### [Short problem]
Take the lines from the beginning of the material through the line containing "string; label: string;" and retype them exactly, leaving the pictures out.

### [Data excerpt]
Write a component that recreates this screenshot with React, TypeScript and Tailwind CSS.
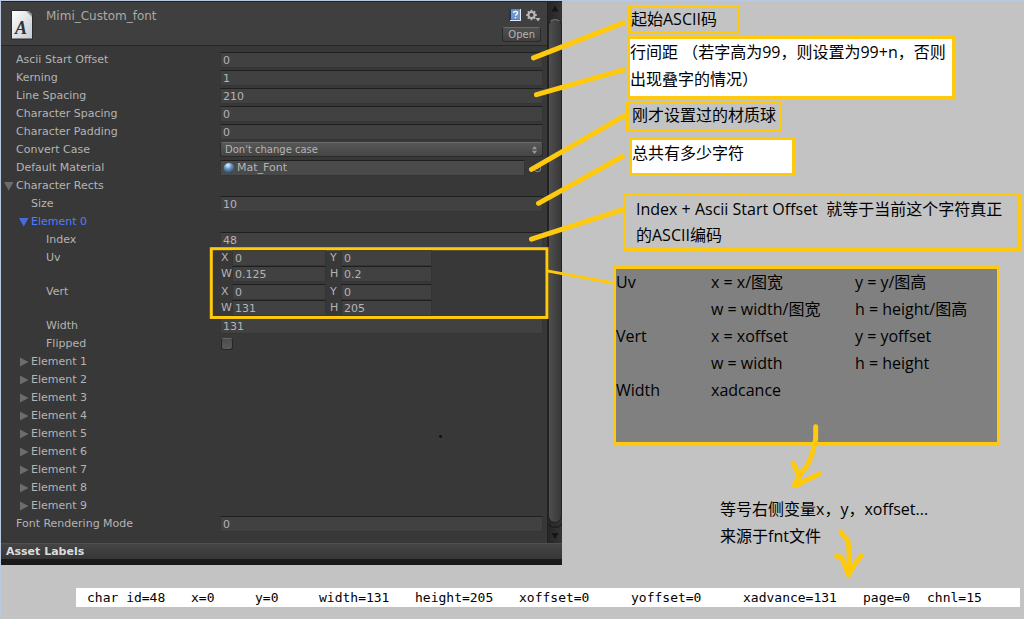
import React, { useState } from 'react';
import clsx from 'clsx';

const fieldStyle =
  'block h-4 w-full min-w-0 border border-[#353535] border-t-[#1f1f1f] bg-[#414141] px-0.5 text-[11px] leading-[14px] text-[#b4b4b4] outline-none';

type RowProps = {
  id?: string;
  label: string;
  indent?: 0 | 1 | 2;
  children?: React.ReactNode;
};

const Row = ({ id, label, indent = 0, children }: RowProps) => (
  <div className="flex min-h-[18px] items-start">
    <label
      htmlFor={id}
      className={clsx(
        'w-[219px] shrink-0 leading-[18px]',
        indent === 0 && 'pl-[15px]',
        indent === 1 && 'pl-[30px]',
        indent === 2 && 'pl-[45px]'
      )}
    >
      {label}
    </label>
    <div className="min-w-0 flex-1 pt-px pr-1">{children}</div>
  </div>
);

type NumberRowProps = { id: string; label: string; value: string; indent?: 0 | 1 | 2 };

const NumberRow = ({ id, label, value, indent = 0 }: NumberRowProps) => (
  <Row id={id} label={label} indent={indent}>
    <input id={id} type="text" defaultValue={value} className={fieldStyle} />
  </Row>
);

type FoldoutProps = { label: string; open?: boolean; active?: boolean; nested?: boolean };

const Foldout = ({ label, open = false, active = false, nested = false }: FoldoutProps) => (
  <button
    type="button"
    aria-expanded={open}
    className={clsx(
      'flex h-[18px] items-center gap-0.5 text-left',
      nested ? 'pl-[17px]' : 'pl-0.5',
      active ? 'text-[#4c7eff]' : 'text-[#b4b4b4]'
    )}
  >
    <svg viewBox="0 0 11 10" className={clsx('h-2.5 w-[11px]', active ? 'text-[#4a6be0]' : 'text-[#6c6c6c]')}>
      <path d={open ? 'M1 1h9.5L5.7 9.5z' : 'M2 0.5v9L10.5 5z'} fill="currentColor" />
    </svg>
    {label}
  </button>
);

const RectField = ({ name, values }: { name: string; values: [string, string, string, string] }) => (
  <fieldset className="flex pb-px">
    <legend className="float-left w-[219px] pl-[45px] leading-[18px]">{name}</legend>
    <div className="grid grid-cols-[106px_103px] gap-x-[3px] pt-px">
      {['X', 'Y', 'W', 'H'].map((axis, i) => (
        <label key={axis} className="flex h-4 items-center">
          <span className="w-3 shrink-0 pl-px leading-4">{axis}</span>
          <input type="text" defaultValue={values[i]} className={fieldStyle} />
        </label>
      ))}
    </div>
  </fieldset>
);

const FontIcon = () => (
  <svg viewBox="0 0 22 30" className="h-[30px] w-[22px]">
    <defs>
      <linearGradient id="paper" x1="0" y1="0" x2="1" y2="1">
        <stop offset="0" stopColor="#ffffff" />
        <stop offset="1" stopColor="#c3cbd2" />
      </linearGradient>
    </defs>
    <path d="M0.5 0.5h17l4 4v24.5h-21z" fill="url(#paper)" stroke="#2b2b2b" />
    <path d="M15 1l6 6V4l-3-3z" fill="#8d979f" />
    <text x="4" y="24" fontFamily="Liberation Serif, serif" fontStyle="italic" fontWeight="bold" fontSize="18" fill="#333">
      A
    </text>
  </svg>
);

const HelpIcon = () => (
  <svg viewBox="0 0 14 14" className="h-3.5 w-3.5">
    <path d="M1 1h12v12H1z" fill="#5a7fb5" />
    <path d="M1 1h2v12H1z" fill="#20365c" />
    <path d="M3 2h9v9H3z" fill="#6f96cc" />
    <path d="M2 12h11v1H2z" fill="#dfe8f4" />
    <path d="M12.5 1v12" stroke="#dfe8f4" />
    <path d="M5.5 5c0-2.2 4-2.2 4 0 0 1.4-2 1.4-2 2.8M7.5 9v1.3" stroke="#fff" strokeWidth="1.3" fill="none" />
  </svg>
);

const GearIcon = () => (
  <svg viewBox="0 0 15 13" className="h-[13px] w-[15px]">
    <g stroke="#b9b9b9" fill="none">
      <circle cx="5.5" cy="6" r="3" strokeWidth="2" />
      <path
        d="M5.5 0.8v2M5.5 9.2v2M0.3 6h2M8.7 6h2M1.8 2.3l1.5 1.5M7.7 8.2l1.5 1.5M9.2 2.3L7.7 3.8M3.3 8.2L1.8 9.7"
        strokeWidth="1.8"
      />
    </g>
    <path d="M9.5 9h5L12 12.5z" fill="#b9b9b9" />
  </svg>
);

const Header = () => (
  <header className="flex h-11 items-start justify-between border-b border-[#262626] bg-[#3f3f3f] pt-1.5 pr-1.5 pl-2.5">
    <div className="flex gap-[13px]">
      <div className="pt-0.5">
        <FontIcon />
      </div>
      <h1 className="text-[12px] leading-4 text-[#a9a9a9]">Mimi_Custom_font</h1>
    </div>
    <div className="flex flex-col items-end gap-[5px]">
      <div className="flex gap-1">
        <button type="button" aria-label="Help">
          <HelpIcon />
        </button>
        <button type="button" aria-label="Settings">
          <GearIcon />
        </button>
      </div>
      <button
        type="button"
        className="h-[15px] rounded-[3px] border border-[#2a2a2a] border-t-[#6a6a6a] bg-linear-to-b from-[#4f4f4f] to-[#404040] px-[5px] text-[10px] leading-[13px]"
      >
        Open
      </button>
    </div>
  </header>
);

const ScrollBar = () => (
  <div className="flex w-[15px] shrink-0 flex-col items-center border-l border-[#222] bg-linear-to-r from-[#262626] to-[#343434]">
    <svg viewBox="0 0 14 17" className="h-[17px] w-3.5 shrink-0">
      <path d="M3.5 9.5h7L7 3.5z" fill="#141414" />
    </svg>
    <div className="w-3.5 flex-1 rounded-full border border-[#222] border-t-[#777] bg-linear-to-r from-[#4f4f4f] to-[#383838]" />
    <svg viewBox="0 0 14 20" className="h-5 w-3.5 shrink-0">
      <path d="M0.5 0.5c1.5 5 11.5 5 13 0" fill="none" stroke="#1f1f1f" strokeWidth="1.5" />
      <path d="M3.5 10h7L7 16z" fill="#141414" />
    </svg>
  </div>
);

const Inspector = () => {
  const [convertCase, setConvertCase] = useState('none');

  return (
    <section className="flex flex-col border-t border-[#222] bg-[#383838] font-['DejaVu_Sans',Verdana,sans-serif] text-[11px] text-[#b4b4b4]">
      <div className="flex">
        <div className="min-w-0 flex-1">
          <Header />
          <div className="flex flex-col pt-[5px] pb-2.5">
            <NumberRow id="ascii" label="Ascii Start Offset" value="0" />
            <NumberRow id="kerning" label="Kerning" value="1" />
            <NumberRow id="line-spacing" label="Line Spacing" value="210" />
            <NumberRow id="char-spacing" label="Character Spacing" value="0" />
            <NumberRow id="char-padding" label="Character Padding" value="0" />
            <Row id="convert-case" label="Convert Case">
              <div className="relative">
                <select
                  id="convert-case"
                  value={convertCase}
                  onChange={(e) => setConvertCase(e.target.value)}
                  className="block h-[15px] w-full appearance-none rounded-[3px] border border-[#2a2a2a] border-t-[#6a6a6a] bg-linear-to-b from-[#575757] to-[#454545] px-1 text-[10px] leading-[13px] outline-none"
                >
                  <option value="none">Don't change case</option>
                  <option value="upper">To upper case</option>
                  <option value="lower">To lower case</option>
                </select>
                <svg viewBox="0 0 5 8" className="pointer-events-none absolute top-1 right-1.5 h-2 w-[5px]">
                  <path d="M0 3.2h5L2.5 0zM0 4.8h5L2.5 8z" fill="#9a9a9a" />
                </svg>
              </div>
            </Row>
            <Row id="material" label="Default Material">
              <div className="flex items-center justify-between">
                <button
                  id="material"
                  type="button"
                  className="flex h-4 flex-1 items-center gap-0.5 border border-[#353535] border-t-[#1f1f1f] bg-[#4a4a4a] px-0.5 text-left leading-[14px]"
                >
                  <svg viewBox="0 0 12 12" className="h-3 w-3">
                    <defs>
                      <radialGradient id="ball" cx="0.4" cy="0.25" r="0.8">
                        <stop offset="0" stopColor="#e8f3fb" />
                        <stop offset="0.45" stopColor="#5f92c0" />
                        <stop offset="1" stopColor="#21405e" />
                      </radialGradient>
                    </defs>
                    <circle cx="6" cy="6" r="5.3" fill="url(#ball)" />
                  </svg>
                  Mat_Font
                </button>
                <button type="button" aria-label="Select material" className="w-[18px] pl-2">
                  <svg viewBox="0 0 9 9" className="h-[9px] w-[9px]">
                    <circle cx="4.5" cy="4.5" r="3.2" fill="none" stroke="#909090" />
                    <circle cx="4.5" cy="4.5" r="1" fill="#909090" />
                  </svg>
                </button>
              </div>
            </Row>
            <Foldout label="Character Rects" open />
            <NumberRow id="size" label="Size" value="10" indent={1} />
            <Foldout label="Element 0" open active nested />
            <NumberRow id="index" label="Index" value="48" indent={2} />
            <RectField name="Uv" values={['0', '0', '0.125', '0.2']} />
            <RectField name="Vert" values={['0', '0', '131', '205']} />
            <NumberRow id="width" label="Width" value="131" indent={2} />
            <Row id="flipped" label="Flipped" indent={2}>
              <input
                id="flipped"
                type="checkbox"
                className="mt-0.5 ml-px block h-3 w-3 appearance-none rounded-[3px] border border-[#262626] border-t-[#666] bg-linear-to-b from-[#4b4b4b] to-[#5a5a5a]"
              />
            </Row>
            {[1, 2, 3, 4, 5, 6, 7, 8, 9].map((n) => (
              <Foldout key={n} label={`Element ${n}`} nested />
            ))}
            <NumberRow id="rendering" label="Font Rendering Mode" value="0" />
          </div>
        </div>
        <ScrollBar />
      </div>
      <h2 className="h-4 border-t border-[#505050] bg-linear-to-b from-[#454545] to-[#363636] pl-[5px] leading-4 font-bold text-[#dcdcdc]">
        Asset Labels
      </h2>
      <div className="h-1.5 bg-[#1a1a1a]" />
    </section>
  );
};

const formulas = [
  ['Uv', 'x = x/图宽', 'y = y/图高'],
  ['', 'w = width/图宽', 'h = height/图高'],
  ['Vert', 'x = xoffset', 'y = yoffset'],
  ['', 'w = width', 'h = height'],
  ['Width', 'xadcance', '']
];

const Notes = () => (
  <section className="flex flex-col items-start pt-1 pl-[51px] font-['Open_Sans','Noto_Sans_CJK_SC',sans-serif] text-[16px] leading-[27px] text-black">
    <p className="ml-[15px] h-[29px] w-28 border-3 border-[#ffc90e] leading-[23px]">起始ASCII码</p>
    <p className="mt-0.5 ml-3.5 w-[328px] border-3 border-[#ffc90e] bg-white pb-[3px]">
      行间距 （若字高为99，则设置为99+n，否则
      <br />
      出现叠字的情况）
    </p>
    <p className="mt-0.5 ml-[13px] h-[31px] w-39 border-3 border-[#ffc90e] pl-[3px] leading-[23px]">
      刚才设置过的材质球
    </p>
    <p className="mt-[5px] ml-4 w-[166px] border-3 border-[#ffc90e] bg-white pb-1.5">总共有多少字符</p>
    <p className="mt-[17px] ml-2.5 w-[398px] border-3 border-[#ffc90e] pl-2.5 leading-[26px] whitespace-pre">
      {'Index + Ascii Start Offset  就等于当前这个字符真正\n的ASCII编码'}
    </p>
    <div className="mt-[15px] w-[387px] border-3 border-[#ffc90e] bg-[#808080] pb-[38px]">
      <table className="w-full table-fixed text-left">
        <colgroup>
          <col className="w-[95px]" />
          <col className="w-36" />
          <col />
        </colgroup>
        <tbody>
          {formulas.map(([name, left, right], i) => (
            <tr key={i}>
              <th className="p-0 font-normal">{name}</th>
              <td className="p-0">{left}</td>
              <td className="p-0">{right}</td>
            </tr>
          ))}
        </tbody>
      </table>
    </div>
    <p className="mt-[51px] ml-[107px]">
      等号右侧变量x，y，xoffset...
      <br />
      来源于fnt文件
    </p>
  </section>
);

const CharLine = () => (
  <div className="mt-[23px] mr-1 ml-[75px] grid h-[19px] grid-cols-[104px_64px_64px_96px_104px_112px_112px_120px_64px_1fr] bg-white pl-[11px] font-['DejaVu_Sans_Mono',monospace] text-[13px] leading-[19px] whitespace-nowrap text-black">
    <span>char id=48</span>
    <span>x=0</span>
    <span>y=0</span>
    <span>width=131</span>
    <span>height=205</span>
    <span>xoffset=0</span>
    <span>yoffset=0</span>
    <span>xadvance=131</span>
    <span>page=0</span>
    <span>chnl=15</span>
  </div>
);

// Hand drawn marks that connect the fields with their notes
const Marks = () => (
  <svg
    viewBox="0 0 1024 619"
    preserveAspectRatio="none"
    className="pointer-events-none absolute inset-0 h-full w-full"
    fill="none"
    stroke="#ffc90e"
    strokeWidth="5"
    strokeLinecap="round"
    strokeLinejoin="round"
  >
    <path d="M533 57L623 22" />
    <path d="M536 94L623 69" />
    <path d="M531 169L626 114" />
    <path d="M538 203L622 156" />
    <path d="M531 239L623 209" />
    <path d="M548 271L613 283" strokeWidth="3" />
    <rect x="210.5" y="248.5" width="336" height="69" strokeWidth="3" strokeLinejoin="miter" />
    <path d="M815.5 427v12C813 452 809 467 802 472L794 485.500M793 463.500L799 477v7M819 474.500L803 482l-5 3.500h-4" />
    <path d="M841 533c1 4 6 4 7 10 1.500 8 1 22 1 32M836.500 557c6-1 7 6 11.500 18.500M861 556.500C855 564 851 570 848.500 576" />
    <circle cx="440" cy="437" r="1.500" fill="#111" stroke="none" />
  </svg>
);

const App = () => (
  <div className="min-h-screen bg-[#c3c3c3]">
    <main className="relative border-t border-l border-[#b9c9df] pb-[11px]">
      <div className="grid grid-cols-[561fr_462fr] items-start">
        <Inspector />
        <Notes />
      </div>
      <CharLine />
      <Marks />
    </main>
  </div>
);

export default App;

### [Solution to this exercise]
Write a component that recreates this screenshot with React, TypeScript and Tailwind CSS.
import React, { useState } from 'react';
import clsx from 'clsx';

const fieldStyle =
  'block h-4 w-full min-w-0 border border-[#353535] border-t-[#1f1f1f] bg-[#414141] px-0.5 text-[11px] leading-[14px] text-[#b4b4b4] outline-none';

type RowProps = {
  id?: string;
  label: string;
  indent?: 0 | 1 | 2;
  children?: React.ReactNode;
};

const Row = ({ id, label, indent = 0, children }: RowProps) => (
  <div className="flex min-h-[18px] items-start">
    <label
      htmlFor={id}
      className={clsx(
        'w-[219px] shrink-0 leading-[18px]',
        indent === 0 && 'pl-[15px]',
        indent === 1 && 'pl-[30px]',
        indent === 2 && 'pl-[45px]'
      )}
    >
      {label}
    </label>
    <div className="min-w-0 flex-1 pt-px pr-1">{children}</div>
  </div>
);

type NumberRowProps = { id: string; label: string; value: string; indent?: 0 | 1 | 2 };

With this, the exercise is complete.